De collectieven van E.J. Strickland c.s. deden denken aan de kwartetten van George Adams en Don Pullen uit de jaren tachtig. Breed gedragen muziek, gestoeld op de logica en orkestrale inslag van Charles Mingus en de emotionele uitwerking ervan door de groepsleden. Met een alt- en tenor-/sopraansaxofonist in de frontlinie trok Strickland het concept nog breder. Verrassingen zaten vaak in de opbouw van de stukken. Er werd zodanig geïmproviseerd op zowel thema als uitvoering dat naarmate de compositie vorderde de inzet ervan snel uit je geheugen werd gewist. En dat was een bijzondere ervaring.
INDIVIDUALIST
Het openingsstuk van het concert bevatte een lange, imposante solo van altsaxofonist Godwin Louis en voerde langs diverse tempi. Het spel van drummer Strickland viel meteen op door zijn enorme intensiteit, dadendrang en verbeeldingskracht. Hij is een ware individualist, die het voor elkaar kreeg zijn excellente klasse gedurende twee sets volledig op peil te houden. In elke noot was hij aanwezig, hij liet zijn fantasie een dollemansrit maken, terwijl hij tegelijkertijd heer en meester was over niet alleen zijn eigen muziek, maar ook die van de anderen. Zijn vier metgezellen waren als snelheidsmaniakken aan hem gewaagd, een staat-van-zijn waarin het kwintet zich het meest thuis voelde.
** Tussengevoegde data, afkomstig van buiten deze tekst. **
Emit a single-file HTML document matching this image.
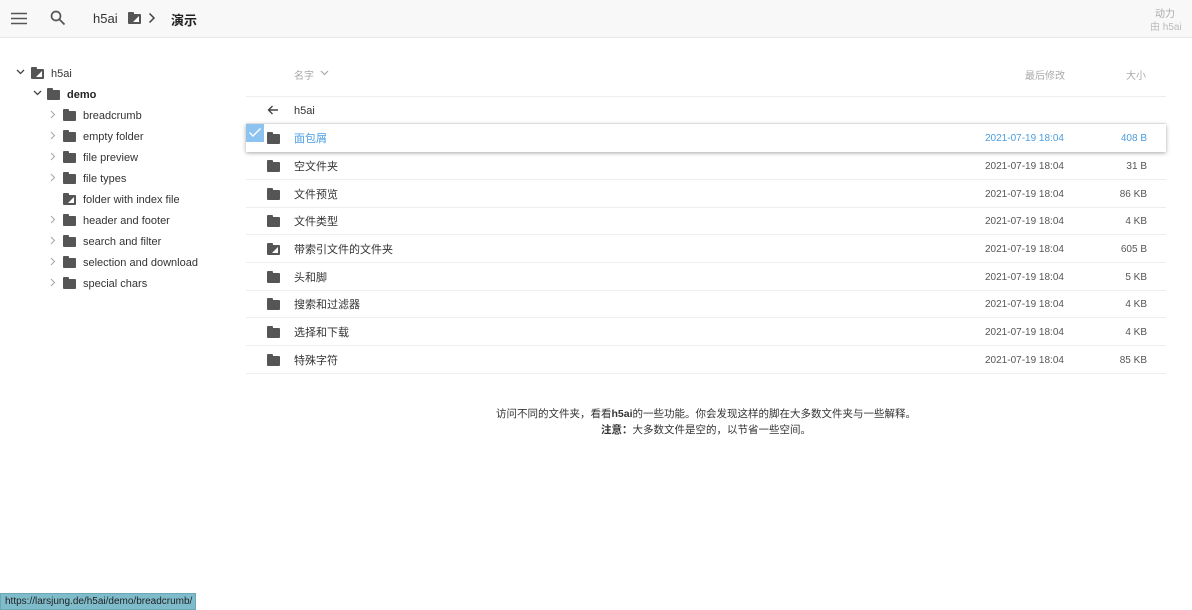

Zoals opgemerkt is de individuele kracht van de mannen van het E.J. Strickland Quintet het opmerkelijkst. Altsaxofonist Godwin Louis mocht daarin voorop lopen, de wijze waarop na een brute solo tenorsaxofonist Jure Pukl op zijn gemak het voortouw overnam, zorgde voor een hel oplichtend contrast. Contrabassist Josh Ginsberg was een jongere uitgave van Charlie Haden, door de manier waarop hij over zijn bril naar de partituur tuurde. Waarbij dient opgemerkt dat Haden dat heel wat minder deed. Toch had deze attitude waarschijnlijk een doel: Ginsburg verschafte zichzelf de mogelijkheid slechts op zijn gehoor een verbond te smeden met de slagwerker en zodoende al zijn aandacht te richten op hetgeen hij persoonlijk te vertellen had.
GEËNGAGEERD
Slagwerker/leider Enoch Jamal Strickland gaf niet alleen achter zijn drumstel een aangename indruk, ook in zijn contact met het publiek was hij uiterst sympathiek. Hij bleek ook een geëngageerd persoon waar het over politiek en maatschappelijke kwesties ging. “Wat in Charlotsville – Virginia gebeurde (de extreemrechtse rassenrellen vorig jaar augustus, rvdh) dreef mij uit woede een stuk te schrijven. Maar nadien besloot ik Warriors For Peacete componeren, met de bedoeling gelijkheid tussen mensen te creëren.” En verderop in het concert vertolkte het kwintet Transcendence, een stuk dat Strickland schreef bij het overlijden van Nelson Mandela en nu weer acteueel werd door het heengaan van zijn vrouw Winnie.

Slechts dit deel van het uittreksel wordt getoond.